I write to you from a place of fullness in my practice. Almost like the beautifully full moon that danced across the sky last night and into this morning, the yoga has been bright within me– unobscured by negative thoughts or tension. I write this, because a note from a friend recently reminded me yet again of how everything is cyclical (just like that majestic moon) and that observing these cycles can be a beautiful practice itself.

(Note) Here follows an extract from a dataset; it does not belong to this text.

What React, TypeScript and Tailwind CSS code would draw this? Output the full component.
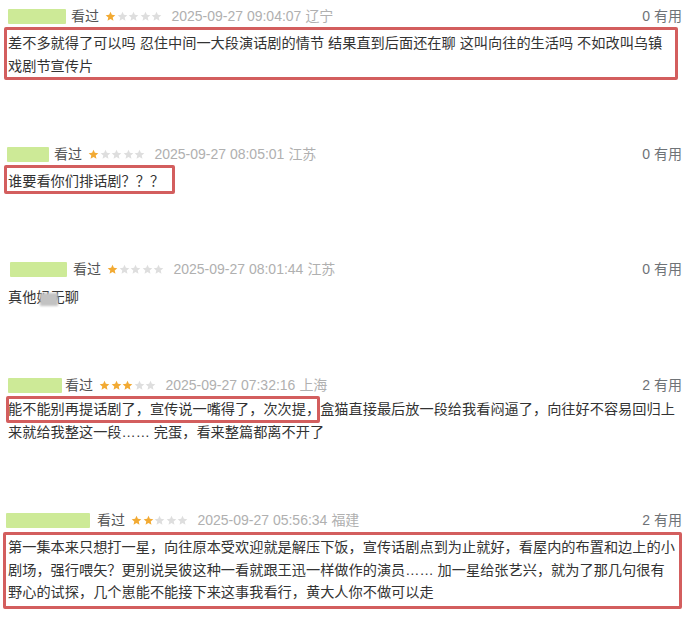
import type { ReactNode } from 'react';

interface Review {
  barWidth: number;
  barClass: string;
  stars: number;
  time: string;
  region: string;
  useful: number;
  contentClass: string;
  body: ReactNode;
  boxClass?: string;
}

const reviews: Review[] = [
  {
    barWidth: 58,
    barClass: 'ml-0 mr-[5px]',
    stars: 1,
    time: '2025-09-27 09:04:07',
    region: '辽宁',
    useful: 0,
    contentClass: 'mt-[5px]',
    boxClass: 'top-[-5px] bottom-[-3px] left-[-4px] right-[4px]',
    body: (
      <>
        差不多就得了可以吗 忍住中间一大段演话剧的情节 结果直到后面还在聊 这叫向往的生活吗 不如改叫乌镇
        <br />
        戏剧节宣传片
      </>
    ),
  },
  {
    barWidth: 42,
    barClass: 'ml-[-1px] mr-[5px]',
    stars: 1,
    time: '2025-09-27 08:05:01',
    region: '江苏',
    useful: 0,
    contentClass: 'mt-[5px]',
    boxClass: 'top-[-5px] bottom-[-1px] left-[-4px] w-[171px]',
    body: <>谁要看你们排话剧？？？</>,
  },
  {
    barWidth: 57,
    barClass: 'ml-[2px] mr-[6px]',
    stars: 1,
    time: '2025-09-27 08:01:44',
    region: '江苏',
    useful: 0,
    contentClass: 'mt-[5px]',
    body: (
      <>
        真他
        <span className="relative">
          妈无
          <span className="absolute left-[4px] top-[4px] h-[13px] w-[18px] bg-[#c2c2c2] blur-[0.8px]" />
        </span>
        聊
      </>
    ),
  },
  {
    barWidth: 54,
    barClass: 'ml-0 mr-[3px]',
    stars: 3,
    time: '2025-09-27 07:32:16',
    region: '上海',
    useful: 2,
    contentClass: 'mt-[2px]',
    boxClass: 'top-[-2px] h-[27px] left-[-2px] w-[314px]',
    body: (
      <>
        能不能别再提话剧了，宣传说一嘴得了，次次提，盒猫直接最后放一段给我看闷逼了，向往好不容易回归上
        <br />
        来就给我整这一段…… 完蛋，看来整篇都离不开了
      </>
    ),
  },
  {
    barWidth: 84,
    barClass: 'ml-[-2px] mr-[7px]',
    stars: 2,
    time: '2025-09-27 05:56:34',
    region: '福建',
    useful: 2,
    contentClass: 'mt-[5px]',
    boxClass: 'top-[-4px] bottom-[-5px] left-[-5px] right-0',
    body: (
      <>
        第一集本来只想打一星，向往原本受欢迎就是解压下饭，宣传话剧点到为止就好，看屋内的布置和边上的小
        <br />
        剧场，强行喂矢？更别说吴彼这种一看就跟王迅一样做作的演员…… 加一星给张艺兴，就为了那几句很有
        <br />
        野心的试探，几个崽能不能接下来这事我看行，黄大人你不做可以走
      </>
    ),
  },
];

function Stars({ count }: { count: number }) {
  return (
    <span className="flex items-center gap-[0.6px]">
      {[0, 1, 2, 3, 4].map((i) => (
        <svg key={i} width="11" height="11" viewBox="0 0 24 24">
          <polygon
            points="12,1.5 15,8.4 22.5,9.1 16.8,14.1 18.5,21.5 12,17.6 5.5,21.5 7.2,14.1 1.5,9.1 9,8.4"
            fill={i < count ? '#f2aa33' : '#dedede'}
          />
        </svg>
      ))}
    </span>
  );
}

function ReviewItem({ review }: { review: Review }) {
  return (
    <div className="pb-[66px]">
      <div className="flex h-[22px] items-center justify-between text-[14px]">
        <div className="flex items-center">
          <span
            className={`h-[15px] rounded-[1px] bg-[#cdea97] blur-[0.4px] ${review.barClass}`}
            style={{ width: review.barWidth }}
          />
          <span className="mr-[6px] text-[#555]">看过</span>
          <Stars count={review.stars} />
          <span className="ml-[9px] text-[#b0b0b0]">{review.time}</span>
          <span className="ml-[4px] text-[#b0b0b0]">{review.region}</span>
        </div>
        <span className="text-[#6f7377]">
          {review.useful} 有用
        </span>
      </div>
      <div className={`relative text-[14.2px] leading-[22.5px] text-[#333] ${review.contentClass}`}>
        {review.body}
        {review.boxClass && (
          <div
            className={`pointer-events-none absolute rounded-[2px] border-[3px] border-[#d35e5e] ${review.boxClass}`}
          />
        )}
      </div>
    </div>
  );
}

export default function App() {
  return (
    <div
      className="h-[620px] overflow-hidden bg-white pl-[8px] pr-[6px] pt-[5px]"
      style={{ fontFamily: '"Liberation Sans", "Noto Sans CJK SC", sans-serif' }}
    >
      {reviews.map((r, i) => (
        <ReviewItem key={i} review={r} />
      ))}
    </div>
  );
}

One place we observe cycles is in tension we hold in our physical body. I am blessed with tight hips, and I have come to treasure the ways in which this tightness keeps me in the present moment. There are days (or months!) when the tightness is intense. These periods allow me to go deeply into my breath, to really witness the thoughts that arise in my mind when I encounter the tightness, to truly bless the human experience I am having in those tight hips! There are other times when the tightness has abated almost completely– I find playfulness in those moments as I dance through deep hip-openers. Another component of tracking the tension like this is noticing the impact my life “off the mat” is having on my body– not judging it, just noticing it. It truly is what it is.
We of course also have mental and emotional cycles as well. Getting in touch with these patterns takes similar sensitivity and humility. Changes come softly, fluidly and we must respect the process. In those moments when I shake my fist at a driver who nearly runs me over on my bike (this upsets me!), if I can become aware of the feelings I have in that moment, bless them, and release them rather than beat myself up over losing my cool, I’m on my way to transforming that negative pattern into a positive one.
As I sat in meditation last night, after singing along to the angelic devotional sounds of Chandra Om and Shiva’s Garden, I practiced a version of lovingkindness meditation using the moon. The moon’s beams of light bathed me, and I became aware that “the moon sees me.” In that moment, I sent all love to the moon. I then watched as the moon’s beams touched all beings in that moment, radiating that bit of love I transmitted back out to all things. It was quite powerful.
This morning, as I walked across frosty grass as the sun began to lighten the sky, the moon shone just as brightly– inspiring me to remember that the transformative power of love is always there for us, as long as we are open to receive its message.
I see the moon
and the moon sees me
The moon sees the somebody I’d like to see.
God bless the moon
and God bless me
God bless the somebody I’d like to see.